| Provided records |
---+---

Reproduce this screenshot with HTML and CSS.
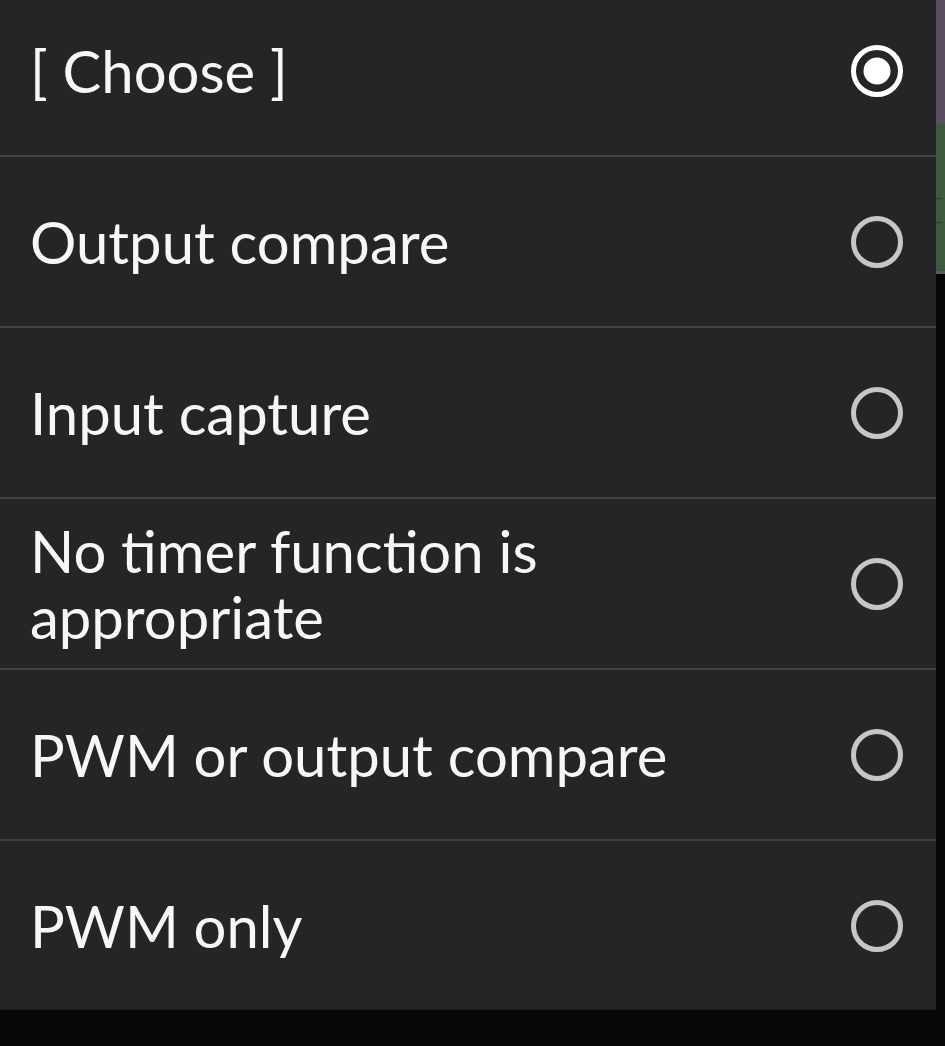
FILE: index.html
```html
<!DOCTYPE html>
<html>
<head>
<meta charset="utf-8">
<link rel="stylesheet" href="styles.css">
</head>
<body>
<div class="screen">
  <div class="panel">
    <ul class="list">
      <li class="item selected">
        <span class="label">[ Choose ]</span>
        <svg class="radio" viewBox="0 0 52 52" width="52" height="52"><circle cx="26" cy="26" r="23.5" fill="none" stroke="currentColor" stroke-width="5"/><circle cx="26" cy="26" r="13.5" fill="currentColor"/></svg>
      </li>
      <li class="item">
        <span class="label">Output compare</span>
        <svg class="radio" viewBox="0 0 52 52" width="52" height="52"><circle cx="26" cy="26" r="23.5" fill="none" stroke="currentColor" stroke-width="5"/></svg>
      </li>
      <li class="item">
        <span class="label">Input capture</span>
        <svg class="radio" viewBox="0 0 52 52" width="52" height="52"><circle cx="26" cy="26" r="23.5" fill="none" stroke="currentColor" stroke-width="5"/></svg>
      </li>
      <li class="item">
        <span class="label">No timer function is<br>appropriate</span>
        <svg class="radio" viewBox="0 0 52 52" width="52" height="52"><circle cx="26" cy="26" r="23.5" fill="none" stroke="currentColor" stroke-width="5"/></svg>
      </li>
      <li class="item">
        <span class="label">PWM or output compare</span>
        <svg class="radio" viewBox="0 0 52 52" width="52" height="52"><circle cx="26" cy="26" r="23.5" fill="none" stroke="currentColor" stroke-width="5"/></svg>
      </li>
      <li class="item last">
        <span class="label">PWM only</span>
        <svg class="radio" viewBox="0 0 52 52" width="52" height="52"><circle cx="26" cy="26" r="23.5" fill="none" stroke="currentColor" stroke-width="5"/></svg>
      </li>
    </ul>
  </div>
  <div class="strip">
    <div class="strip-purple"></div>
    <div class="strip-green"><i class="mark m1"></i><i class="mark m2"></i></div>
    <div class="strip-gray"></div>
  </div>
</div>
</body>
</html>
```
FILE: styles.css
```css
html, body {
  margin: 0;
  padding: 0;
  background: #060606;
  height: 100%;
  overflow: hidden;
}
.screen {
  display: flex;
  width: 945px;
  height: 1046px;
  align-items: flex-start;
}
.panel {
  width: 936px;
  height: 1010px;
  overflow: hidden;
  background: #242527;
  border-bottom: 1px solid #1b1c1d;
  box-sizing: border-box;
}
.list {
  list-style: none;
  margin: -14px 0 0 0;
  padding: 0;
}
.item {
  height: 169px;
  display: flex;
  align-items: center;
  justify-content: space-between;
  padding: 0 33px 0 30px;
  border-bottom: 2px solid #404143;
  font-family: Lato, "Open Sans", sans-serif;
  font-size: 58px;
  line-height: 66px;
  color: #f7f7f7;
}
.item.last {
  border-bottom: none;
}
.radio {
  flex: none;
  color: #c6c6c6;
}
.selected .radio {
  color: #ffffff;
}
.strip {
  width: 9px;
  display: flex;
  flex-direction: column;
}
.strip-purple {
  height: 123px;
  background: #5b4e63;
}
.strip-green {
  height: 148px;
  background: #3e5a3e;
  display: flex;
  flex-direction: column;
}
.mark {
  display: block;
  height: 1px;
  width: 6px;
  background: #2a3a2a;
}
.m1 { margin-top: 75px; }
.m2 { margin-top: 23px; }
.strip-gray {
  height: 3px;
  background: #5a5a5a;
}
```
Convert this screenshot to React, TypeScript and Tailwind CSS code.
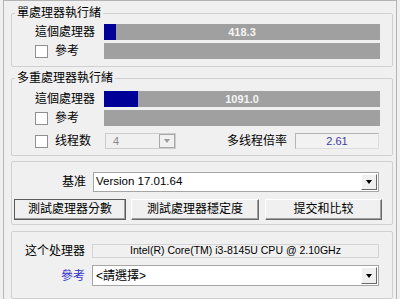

---+---

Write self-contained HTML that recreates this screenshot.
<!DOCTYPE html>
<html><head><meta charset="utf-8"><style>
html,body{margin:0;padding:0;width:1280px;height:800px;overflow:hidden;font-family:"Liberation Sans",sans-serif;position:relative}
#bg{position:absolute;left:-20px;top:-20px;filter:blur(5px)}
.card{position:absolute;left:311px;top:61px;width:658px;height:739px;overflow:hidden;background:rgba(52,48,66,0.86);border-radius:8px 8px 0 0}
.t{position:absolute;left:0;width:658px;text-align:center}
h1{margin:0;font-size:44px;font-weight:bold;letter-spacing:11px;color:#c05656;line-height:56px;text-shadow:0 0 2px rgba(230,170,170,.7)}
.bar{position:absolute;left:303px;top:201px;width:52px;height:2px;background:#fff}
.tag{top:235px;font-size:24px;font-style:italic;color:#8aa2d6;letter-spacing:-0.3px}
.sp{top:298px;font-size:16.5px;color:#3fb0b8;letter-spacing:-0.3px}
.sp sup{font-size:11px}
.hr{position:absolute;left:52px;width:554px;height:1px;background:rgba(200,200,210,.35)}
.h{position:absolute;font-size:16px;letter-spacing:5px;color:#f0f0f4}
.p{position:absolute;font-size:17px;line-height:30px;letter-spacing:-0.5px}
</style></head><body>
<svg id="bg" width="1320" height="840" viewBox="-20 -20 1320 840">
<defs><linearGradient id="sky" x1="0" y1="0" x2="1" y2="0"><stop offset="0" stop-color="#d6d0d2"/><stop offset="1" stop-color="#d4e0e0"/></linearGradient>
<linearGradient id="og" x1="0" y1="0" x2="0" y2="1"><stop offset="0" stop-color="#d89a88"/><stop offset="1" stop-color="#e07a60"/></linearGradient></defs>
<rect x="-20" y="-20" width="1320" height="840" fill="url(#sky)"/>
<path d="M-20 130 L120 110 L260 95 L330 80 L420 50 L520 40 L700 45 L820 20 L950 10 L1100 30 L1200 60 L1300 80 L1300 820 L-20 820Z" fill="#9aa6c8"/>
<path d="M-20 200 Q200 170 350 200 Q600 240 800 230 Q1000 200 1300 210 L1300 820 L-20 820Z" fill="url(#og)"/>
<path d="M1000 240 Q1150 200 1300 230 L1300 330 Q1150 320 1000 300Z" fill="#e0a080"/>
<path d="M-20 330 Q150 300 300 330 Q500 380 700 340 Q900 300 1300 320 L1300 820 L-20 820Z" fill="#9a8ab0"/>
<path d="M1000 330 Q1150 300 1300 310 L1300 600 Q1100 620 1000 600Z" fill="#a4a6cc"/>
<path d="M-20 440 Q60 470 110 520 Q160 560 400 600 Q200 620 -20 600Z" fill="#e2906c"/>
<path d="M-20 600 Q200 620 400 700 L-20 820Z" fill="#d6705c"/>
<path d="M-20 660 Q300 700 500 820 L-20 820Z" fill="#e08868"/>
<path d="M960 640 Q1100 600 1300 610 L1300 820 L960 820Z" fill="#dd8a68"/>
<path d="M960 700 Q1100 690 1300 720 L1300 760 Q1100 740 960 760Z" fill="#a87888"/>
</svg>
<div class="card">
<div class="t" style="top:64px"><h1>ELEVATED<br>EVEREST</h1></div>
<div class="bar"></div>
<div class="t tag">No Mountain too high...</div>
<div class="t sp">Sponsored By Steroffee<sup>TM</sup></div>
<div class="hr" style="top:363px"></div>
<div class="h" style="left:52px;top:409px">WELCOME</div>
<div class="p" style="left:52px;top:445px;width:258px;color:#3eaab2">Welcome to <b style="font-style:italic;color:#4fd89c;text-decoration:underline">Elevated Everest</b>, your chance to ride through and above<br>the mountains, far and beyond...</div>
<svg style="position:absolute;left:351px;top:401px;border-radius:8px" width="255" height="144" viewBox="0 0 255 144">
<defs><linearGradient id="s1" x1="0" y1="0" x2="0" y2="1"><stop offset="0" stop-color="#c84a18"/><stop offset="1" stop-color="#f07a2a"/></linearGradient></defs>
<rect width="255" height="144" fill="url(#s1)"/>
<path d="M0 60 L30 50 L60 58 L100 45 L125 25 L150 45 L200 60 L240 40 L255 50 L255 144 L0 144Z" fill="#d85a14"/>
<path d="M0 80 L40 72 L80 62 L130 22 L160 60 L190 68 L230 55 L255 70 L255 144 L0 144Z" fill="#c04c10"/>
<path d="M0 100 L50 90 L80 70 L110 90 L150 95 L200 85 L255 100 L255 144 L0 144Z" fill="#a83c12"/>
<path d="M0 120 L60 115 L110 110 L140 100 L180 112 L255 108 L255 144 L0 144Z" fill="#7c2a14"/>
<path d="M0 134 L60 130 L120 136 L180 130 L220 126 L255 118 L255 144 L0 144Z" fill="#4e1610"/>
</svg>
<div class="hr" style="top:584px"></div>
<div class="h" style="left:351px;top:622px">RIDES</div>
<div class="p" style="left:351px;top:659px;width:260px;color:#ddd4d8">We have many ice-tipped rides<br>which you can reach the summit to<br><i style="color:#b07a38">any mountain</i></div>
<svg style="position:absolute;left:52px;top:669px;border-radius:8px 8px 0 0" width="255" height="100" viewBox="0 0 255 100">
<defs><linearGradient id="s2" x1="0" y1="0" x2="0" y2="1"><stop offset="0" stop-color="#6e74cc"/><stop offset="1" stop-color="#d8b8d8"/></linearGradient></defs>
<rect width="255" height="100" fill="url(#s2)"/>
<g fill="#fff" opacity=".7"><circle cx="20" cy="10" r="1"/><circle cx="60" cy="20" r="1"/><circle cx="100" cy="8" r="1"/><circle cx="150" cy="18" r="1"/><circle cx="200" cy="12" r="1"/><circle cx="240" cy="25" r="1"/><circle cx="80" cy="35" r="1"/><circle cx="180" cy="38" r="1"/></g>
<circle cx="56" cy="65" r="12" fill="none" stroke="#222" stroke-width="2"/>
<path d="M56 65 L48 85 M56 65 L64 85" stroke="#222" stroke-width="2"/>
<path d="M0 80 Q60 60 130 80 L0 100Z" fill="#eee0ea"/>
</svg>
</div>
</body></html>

---+---

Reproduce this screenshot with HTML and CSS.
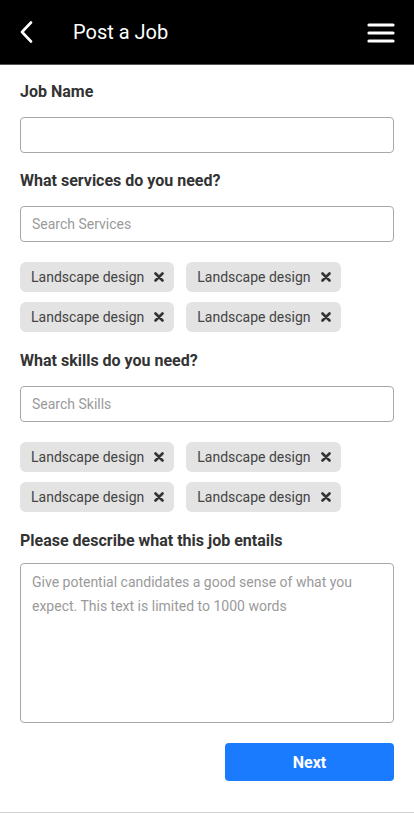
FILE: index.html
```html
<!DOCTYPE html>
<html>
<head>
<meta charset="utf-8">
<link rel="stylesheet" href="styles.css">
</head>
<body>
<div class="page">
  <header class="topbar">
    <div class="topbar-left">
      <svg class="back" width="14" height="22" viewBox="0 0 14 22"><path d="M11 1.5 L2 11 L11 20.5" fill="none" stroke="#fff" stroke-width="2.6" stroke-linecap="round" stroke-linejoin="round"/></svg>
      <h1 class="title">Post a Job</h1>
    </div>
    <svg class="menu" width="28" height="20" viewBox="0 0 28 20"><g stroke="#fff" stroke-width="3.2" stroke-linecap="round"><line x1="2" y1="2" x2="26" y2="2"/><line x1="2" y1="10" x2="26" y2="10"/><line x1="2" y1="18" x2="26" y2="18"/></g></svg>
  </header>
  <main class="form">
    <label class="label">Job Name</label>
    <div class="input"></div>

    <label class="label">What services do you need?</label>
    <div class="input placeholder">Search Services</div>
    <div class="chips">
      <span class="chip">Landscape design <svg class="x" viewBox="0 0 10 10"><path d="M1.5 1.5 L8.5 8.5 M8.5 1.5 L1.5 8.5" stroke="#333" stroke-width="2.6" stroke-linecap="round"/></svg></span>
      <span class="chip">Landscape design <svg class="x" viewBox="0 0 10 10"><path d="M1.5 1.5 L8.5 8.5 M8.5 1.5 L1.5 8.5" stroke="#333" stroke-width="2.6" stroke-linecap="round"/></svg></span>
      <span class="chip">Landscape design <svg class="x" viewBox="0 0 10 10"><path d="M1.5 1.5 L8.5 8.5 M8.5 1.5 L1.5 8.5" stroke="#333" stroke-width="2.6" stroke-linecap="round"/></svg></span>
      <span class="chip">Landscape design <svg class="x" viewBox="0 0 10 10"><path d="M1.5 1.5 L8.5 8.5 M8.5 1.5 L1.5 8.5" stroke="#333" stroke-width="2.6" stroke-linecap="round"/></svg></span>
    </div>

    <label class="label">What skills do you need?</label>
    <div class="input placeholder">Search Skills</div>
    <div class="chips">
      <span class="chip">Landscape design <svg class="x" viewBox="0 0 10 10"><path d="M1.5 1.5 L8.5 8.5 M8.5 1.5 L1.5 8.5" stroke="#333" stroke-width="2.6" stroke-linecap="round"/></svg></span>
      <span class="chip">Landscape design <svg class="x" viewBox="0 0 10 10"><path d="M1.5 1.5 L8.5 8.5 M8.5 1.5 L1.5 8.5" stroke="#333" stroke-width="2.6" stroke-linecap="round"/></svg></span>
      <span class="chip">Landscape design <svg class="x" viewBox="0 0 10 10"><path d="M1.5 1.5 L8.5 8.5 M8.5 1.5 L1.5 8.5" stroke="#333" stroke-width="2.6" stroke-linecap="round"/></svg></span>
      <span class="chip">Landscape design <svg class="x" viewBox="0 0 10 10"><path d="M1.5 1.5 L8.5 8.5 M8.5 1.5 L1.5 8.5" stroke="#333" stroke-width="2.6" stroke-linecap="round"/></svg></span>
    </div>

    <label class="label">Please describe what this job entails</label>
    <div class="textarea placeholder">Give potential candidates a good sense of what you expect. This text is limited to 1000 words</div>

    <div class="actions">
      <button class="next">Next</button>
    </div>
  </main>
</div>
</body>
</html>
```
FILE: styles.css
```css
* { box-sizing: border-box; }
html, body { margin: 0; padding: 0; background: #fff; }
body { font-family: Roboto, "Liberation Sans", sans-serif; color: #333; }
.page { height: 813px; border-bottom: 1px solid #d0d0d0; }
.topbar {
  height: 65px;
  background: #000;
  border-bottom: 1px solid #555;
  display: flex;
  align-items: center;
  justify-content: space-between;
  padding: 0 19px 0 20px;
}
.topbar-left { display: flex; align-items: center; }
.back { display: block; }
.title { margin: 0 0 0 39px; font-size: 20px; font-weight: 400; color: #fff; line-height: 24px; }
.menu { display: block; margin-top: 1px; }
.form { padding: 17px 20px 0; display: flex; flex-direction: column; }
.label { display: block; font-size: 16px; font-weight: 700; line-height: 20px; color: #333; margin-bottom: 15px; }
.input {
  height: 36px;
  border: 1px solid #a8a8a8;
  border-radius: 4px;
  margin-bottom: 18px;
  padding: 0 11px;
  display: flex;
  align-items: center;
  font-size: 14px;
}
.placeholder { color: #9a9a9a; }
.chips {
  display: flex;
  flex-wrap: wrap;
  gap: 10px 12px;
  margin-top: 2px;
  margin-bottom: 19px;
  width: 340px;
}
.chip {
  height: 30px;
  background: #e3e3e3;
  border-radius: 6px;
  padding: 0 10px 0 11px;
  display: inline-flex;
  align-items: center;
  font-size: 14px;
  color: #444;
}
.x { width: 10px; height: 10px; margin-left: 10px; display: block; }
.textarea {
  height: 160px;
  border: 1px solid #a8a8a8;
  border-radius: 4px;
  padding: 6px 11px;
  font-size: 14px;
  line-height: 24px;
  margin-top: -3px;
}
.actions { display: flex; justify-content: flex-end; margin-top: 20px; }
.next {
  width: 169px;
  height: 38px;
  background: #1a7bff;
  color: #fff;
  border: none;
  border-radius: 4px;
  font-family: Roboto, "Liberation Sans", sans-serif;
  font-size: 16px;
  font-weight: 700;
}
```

---+---

| Your task |
Report the number of lines containing the string "screenshot" and add nothing to it.

| Correct response |
4